Unfortunately for Moscow, any option in Asia is farther away than the shipyards near Vladivostok and would incur greater logistical challenges. Separately, the post-Crimea sanctions regime makes more logistically feasible Western options unworkable from a legal standpoint.
For example, the STX Europe dry dock in Turku, Finland is the closest major dry dock that could service Kuznetsov. Although Finland is not a NATO member, it is an E.U. member and is sanctioning Russia.
Moscow is caught on the horns of a dilemma. Should it cut its losses with the Kuznetsov modernization, or should it pursue potentially problematic options?
Regardless of whether or not the PD-50 is salvaged, the accident will delay the modernization of Kuznetsov. It is unclear how much of the remaining work will require the carrier to enter a dry dock and how much can be done at the pier. However, it appears that work on the propulsion system, hull and shafts will require additional use of a dry dock.

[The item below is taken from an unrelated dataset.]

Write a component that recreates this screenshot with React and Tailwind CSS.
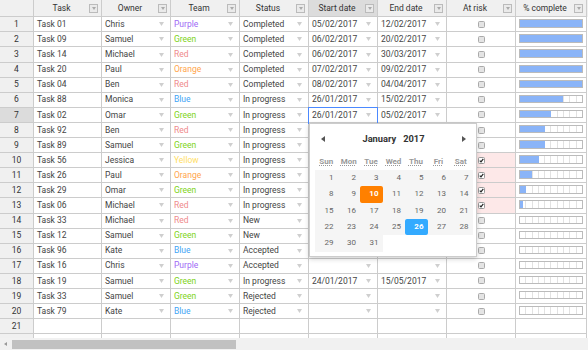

Moreover, the effect that the loss of the PD-50 will have on the rest of the fleet—including surface combatants and submarines—is less certain. As the largest floating dry dock in Russia, PD-50 has been in near constant use, often servicing multiple vessels at one time. While the Northern Fleet has other dry docks, the modernization of Kirov-class battlecruisers and the submarine fleet may be affected as other facilities in the region will be forced to absorb the increased demand caused by PD-50’s loss.
While Moscow has wavered between its ambitions for a prestigious, blue-water fleet and a defensive force of smaller ships, the circumstances of the PD-50 accident may force it to accept that the prospects for Kuznetsov and, by extension, the blue-water fleet are not good.
Maybe the Kremlin will take the opportunity to reassess the wisdom of Russia’s misadventures in Ukraine, Syria and elsewhere. More likely, however, the Kremlin will double down on its sunk costs and pursue expensive, time-consuming and problematic options outlined above.
The thoughts and opinions expressed in this publication, in addition to any mistakes, are those of the authors and are not necessarily those of the U.S. government or its components.